■ Interface markup and scripts ■
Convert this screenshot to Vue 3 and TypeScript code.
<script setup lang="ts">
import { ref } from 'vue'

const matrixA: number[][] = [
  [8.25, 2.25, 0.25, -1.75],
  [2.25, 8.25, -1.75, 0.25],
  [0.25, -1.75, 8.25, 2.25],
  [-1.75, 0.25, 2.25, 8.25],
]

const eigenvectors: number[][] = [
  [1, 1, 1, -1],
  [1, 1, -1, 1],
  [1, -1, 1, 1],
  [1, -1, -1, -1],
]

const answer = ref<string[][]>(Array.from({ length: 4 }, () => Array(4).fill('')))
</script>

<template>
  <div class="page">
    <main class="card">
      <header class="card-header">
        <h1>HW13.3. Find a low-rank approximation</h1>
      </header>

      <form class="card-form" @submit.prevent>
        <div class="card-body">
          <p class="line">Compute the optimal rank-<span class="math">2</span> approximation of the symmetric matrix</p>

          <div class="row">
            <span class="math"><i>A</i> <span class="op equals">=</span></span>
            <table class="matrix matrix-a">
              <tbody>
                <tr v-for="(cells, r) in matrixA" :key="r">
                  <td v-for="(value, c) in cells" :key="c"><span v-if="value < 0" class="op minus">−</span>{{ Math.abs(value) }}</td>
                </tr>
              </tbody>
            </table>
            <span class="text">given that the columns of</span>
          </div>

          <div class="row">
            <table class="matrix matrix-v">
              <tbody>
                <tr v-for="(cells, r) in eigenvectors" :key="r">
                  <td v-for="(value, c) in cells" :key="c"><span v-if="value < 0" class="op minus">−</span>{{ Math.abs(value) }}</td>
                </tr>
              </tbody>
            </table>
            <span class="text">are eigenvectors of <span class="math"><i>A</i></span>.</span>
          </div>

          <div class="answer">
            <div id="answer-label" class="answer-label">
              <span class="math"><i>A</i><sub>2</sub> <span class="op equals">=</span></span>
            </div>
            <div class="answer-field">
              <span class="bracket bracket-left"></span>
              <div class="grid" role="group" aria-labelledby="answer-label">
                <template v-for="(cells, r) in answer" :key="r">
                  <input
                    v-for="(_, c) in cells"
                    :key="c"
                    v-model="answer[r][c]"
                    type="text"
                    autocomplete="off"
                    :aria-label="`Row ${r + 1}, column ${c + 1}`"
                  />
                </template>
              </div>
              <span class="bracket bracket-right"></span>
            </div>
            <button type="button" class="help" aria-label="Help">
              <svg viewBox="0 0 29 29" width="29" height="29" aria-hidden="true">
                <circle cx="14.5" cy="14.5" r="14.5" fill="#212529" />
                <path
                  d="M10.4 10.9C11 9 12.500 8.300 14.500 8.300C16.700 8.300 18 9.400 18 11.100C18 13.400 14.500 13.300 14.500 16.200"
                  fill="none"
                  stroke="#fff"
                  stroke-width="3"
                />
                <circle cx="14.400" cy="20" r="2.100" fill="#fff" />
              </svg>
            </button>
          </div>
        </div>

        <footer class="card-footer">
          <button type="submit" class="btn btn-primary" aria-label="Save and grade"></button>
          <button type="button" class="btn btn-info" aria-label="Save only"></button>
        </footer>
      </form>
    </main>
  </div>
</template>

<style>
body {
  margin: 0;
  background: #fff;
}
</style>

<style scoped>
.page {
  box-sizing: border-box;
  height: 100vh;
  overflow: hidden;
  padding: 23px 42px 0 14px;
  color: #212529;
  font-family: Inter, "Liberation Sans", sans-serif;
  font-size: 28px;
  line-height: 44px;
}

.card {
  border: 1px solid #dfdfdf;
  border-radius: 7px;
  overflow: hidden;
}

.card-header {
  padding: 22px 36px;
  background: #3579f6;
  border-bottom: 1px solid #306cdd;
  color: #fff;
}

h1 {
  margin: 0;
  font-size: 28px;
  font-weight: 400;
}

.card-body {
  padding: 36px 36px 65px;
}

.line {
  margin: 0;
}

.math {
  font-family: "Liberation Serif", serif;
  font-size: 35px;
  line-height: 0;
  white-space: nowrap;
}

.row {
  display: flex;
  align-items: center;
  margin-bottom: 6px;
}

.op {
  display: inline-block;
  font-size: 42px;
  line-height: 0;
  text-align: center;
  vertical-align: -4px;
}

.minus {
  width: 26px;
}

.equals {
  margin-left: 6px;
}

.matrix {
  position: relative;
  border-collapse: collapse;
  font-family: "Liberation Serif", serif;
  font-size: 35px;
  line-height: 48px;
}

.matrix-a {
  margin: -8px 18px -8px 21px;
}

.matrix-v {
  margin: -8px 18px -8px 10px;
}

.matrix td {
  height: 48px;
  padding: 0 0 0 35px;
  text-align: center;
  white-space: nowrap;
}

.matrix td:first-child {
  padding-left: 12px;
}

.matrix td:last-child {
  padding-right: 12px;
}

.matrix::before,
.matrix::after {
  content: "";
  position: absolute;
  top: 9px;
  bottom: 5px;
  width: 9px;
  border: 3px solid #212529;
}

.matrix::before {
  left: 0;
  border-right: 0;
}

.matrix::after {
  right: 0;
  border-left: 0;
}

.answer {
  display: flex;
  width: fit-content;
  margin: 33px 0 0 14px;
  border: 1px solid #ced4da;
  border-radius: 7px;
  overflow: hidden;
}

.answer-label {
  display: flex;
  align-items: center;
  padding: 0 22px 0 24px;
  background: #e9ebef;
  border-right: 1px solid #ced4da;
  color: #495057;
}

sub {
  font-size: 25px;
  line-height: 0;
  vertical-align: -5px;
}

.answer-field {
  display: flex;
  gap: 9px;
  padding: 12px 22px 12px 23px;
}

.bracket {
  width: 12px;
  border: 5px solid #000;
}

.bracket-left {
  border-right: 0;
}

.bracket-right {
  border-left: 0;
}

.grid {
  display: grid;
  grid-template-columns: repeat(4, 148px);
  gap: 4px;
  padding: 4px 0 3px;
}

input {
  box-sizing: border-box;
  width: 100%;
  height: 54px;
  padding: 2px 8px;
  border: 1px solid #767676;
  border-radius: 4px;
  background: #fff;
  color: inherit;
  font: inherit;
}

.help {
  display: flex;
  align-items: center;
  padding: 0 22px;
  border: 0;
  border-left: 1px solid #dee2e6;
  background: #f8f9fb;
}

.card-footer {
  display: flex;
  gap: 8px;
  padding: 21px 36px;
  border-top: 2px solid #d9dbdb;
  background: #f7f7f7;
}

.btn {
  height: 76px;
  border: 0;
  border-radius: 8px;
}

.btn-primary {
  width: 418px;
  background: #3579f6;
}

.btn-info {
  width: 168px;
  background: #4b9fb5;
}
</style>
--
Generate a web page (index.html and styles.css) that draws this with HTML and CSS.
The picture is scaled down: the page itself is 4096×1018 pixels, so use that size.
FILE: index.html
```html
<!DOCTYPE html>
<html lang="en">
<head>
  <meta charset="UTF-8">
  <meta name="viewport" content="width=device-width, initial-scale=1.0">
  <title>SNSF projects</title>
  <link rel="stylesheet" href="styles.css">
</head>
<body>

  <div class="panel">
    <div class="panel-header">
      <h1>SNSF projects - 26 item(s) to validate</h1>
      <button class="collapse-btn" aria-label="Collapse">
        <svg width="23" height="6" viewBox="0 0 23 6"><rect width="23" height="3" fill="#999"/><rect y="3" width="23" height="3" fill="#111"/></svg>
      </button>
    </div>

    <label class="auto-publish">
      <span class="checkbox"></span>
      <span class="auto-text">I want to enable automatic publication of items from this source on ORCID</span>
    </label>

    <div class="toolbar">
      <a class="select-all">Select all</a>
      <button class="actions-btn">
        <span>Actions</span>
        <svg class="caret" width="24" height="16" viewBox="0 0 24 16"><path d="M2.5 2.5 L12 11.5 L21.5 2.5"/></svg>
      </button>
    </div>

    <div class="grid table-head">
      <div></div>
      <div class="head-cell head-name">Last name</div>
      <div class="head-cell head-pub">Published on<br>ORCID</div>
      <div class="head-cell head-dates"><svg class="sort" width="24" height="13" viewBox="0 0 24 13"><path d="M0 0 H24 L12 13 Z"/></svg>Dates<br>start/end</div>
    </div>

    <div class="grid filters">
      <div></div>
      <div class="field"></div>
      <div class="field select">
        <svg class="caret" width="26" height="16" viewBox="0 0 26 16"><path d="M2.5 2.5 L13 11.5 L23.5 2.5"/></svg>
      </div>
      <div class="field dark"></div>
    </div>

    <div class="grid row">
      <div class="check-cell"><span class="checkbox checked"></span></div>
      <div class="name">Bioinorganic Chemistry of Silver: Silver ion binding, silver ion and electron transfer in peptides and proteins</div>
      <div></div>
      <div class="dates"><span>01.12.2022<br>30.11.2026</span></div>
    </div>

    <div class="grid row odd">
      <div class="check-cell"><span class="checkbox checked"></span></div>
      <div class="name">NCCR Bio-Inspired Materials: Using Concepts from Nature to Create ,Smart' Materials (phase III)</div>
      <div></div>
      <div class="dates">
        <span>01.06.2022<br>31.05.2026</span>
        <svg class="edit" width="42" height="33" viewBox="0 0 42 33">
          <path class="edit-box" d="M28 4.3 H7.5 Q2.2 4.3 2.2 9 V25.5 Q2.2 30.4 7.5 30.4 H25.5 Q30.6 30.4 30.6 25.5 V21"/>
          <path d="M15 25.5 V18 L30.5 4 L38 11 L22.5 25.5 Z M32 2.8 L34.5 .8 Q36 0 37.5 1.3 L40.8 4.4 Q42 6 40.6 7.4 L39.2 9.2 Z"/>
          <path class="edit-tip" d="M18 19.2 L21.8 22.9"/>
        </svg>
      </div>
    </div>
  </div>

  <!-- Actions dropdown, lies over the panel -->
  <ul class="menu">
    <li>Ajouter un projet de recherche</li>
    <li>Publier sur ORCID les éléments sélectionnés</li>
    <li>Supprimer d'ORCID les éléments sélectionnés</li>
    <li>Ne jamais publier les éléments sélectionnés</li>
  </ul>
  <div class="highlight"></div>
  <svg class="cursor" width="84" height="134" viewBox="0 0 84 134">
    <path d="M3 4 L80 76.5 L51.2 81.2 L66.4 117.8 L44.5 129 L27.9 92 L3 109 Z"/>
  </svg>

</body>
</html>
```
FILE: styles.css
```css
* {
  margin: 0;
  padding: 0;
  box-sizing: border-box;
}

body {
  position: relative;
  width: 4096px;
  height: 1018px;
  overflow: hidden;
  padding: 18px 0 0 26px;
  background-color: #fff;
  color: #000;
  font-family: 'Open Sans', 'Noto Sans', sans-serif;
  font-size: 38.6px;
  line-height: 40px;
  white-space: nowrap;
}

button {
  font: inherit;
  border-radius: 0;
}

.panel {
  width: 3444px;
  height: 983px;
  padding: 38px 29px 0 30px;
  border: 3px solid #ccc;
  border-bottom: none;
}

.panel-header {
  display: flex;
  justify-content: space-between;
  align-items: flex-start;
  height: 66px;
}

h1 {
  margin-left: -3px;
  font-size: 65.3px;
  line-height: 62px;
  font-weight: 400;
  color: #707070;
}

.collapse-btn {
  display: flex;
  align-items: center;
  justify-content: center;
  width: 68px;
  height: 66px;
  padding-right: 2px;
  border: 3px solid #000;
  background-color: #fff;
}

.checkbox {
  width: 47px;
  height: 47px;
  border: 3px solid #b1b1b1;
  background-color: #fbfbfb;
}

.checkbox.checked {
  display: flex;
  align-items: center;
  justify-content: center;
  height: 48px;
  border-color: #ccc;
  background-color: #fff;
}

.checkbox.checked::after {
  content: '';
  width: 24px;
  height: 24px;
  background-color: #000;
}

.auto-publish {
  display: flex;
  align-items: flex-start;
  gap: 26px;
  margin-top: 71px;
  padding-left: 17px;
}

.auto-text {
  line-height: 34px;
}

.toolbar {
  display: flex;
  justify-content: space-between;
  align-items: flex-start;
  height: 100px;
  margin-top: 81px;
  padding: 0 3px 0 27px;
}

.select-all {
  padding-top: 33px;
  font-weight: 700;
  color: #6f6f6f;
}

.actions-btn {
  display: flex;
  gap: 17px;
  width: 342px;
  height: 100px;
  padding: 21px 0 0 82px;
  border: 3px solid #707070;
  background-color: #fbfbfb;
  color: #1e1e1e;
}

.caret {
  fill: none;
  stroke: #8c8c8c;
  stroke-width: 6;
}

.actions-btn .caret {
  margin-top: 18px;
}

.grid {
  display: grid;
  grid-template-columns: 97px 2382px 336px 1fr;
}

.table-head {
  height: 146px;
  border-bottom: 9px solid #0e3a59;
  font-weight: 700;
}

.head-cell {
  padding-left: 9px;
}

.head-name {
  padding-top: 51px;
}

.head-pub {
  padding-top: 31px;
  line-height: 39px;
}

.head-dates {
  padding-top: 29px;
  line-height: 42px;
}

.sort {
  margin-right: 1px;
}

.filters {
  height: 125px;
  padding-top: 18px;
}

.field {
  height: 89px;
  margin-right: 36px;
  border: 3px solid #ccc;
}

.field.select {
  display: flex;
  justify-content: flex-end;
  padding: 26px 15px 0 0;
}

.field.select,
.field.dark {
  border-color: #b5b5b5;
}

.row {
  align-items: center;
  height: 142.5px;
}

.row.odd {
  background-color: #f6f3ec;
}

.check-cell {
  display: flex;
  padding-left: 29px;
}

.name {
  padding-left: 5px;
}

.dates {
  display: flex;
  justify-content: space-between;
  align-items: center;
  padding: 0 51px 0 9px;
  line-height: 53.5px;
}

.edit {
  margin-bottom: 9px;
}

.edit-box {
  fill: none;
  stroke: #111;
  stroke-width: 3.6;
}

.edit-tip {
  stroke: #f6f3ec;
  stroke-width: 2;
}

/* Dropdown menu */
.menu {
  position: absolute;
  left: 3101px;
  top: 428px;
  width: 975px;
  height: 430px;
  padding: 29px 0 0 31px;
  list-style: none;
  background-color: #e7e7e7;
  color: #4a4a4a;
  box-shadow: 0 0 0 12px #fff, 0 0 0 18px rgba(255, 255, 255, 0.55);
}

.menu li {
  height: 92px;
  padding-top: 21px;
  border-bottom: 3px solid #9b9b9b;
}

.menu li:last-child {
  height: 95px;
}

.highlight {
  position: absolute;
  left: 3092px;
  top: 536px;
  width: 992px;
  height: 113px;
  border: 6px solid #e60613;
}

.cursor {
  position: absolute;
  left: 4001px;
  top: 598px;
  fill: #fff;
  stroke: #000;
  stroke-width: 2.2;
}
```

■ Given exercise ■
Only the number is needed: state how many lines in the listing contain "styles".

■ Reply to the exercise ■
3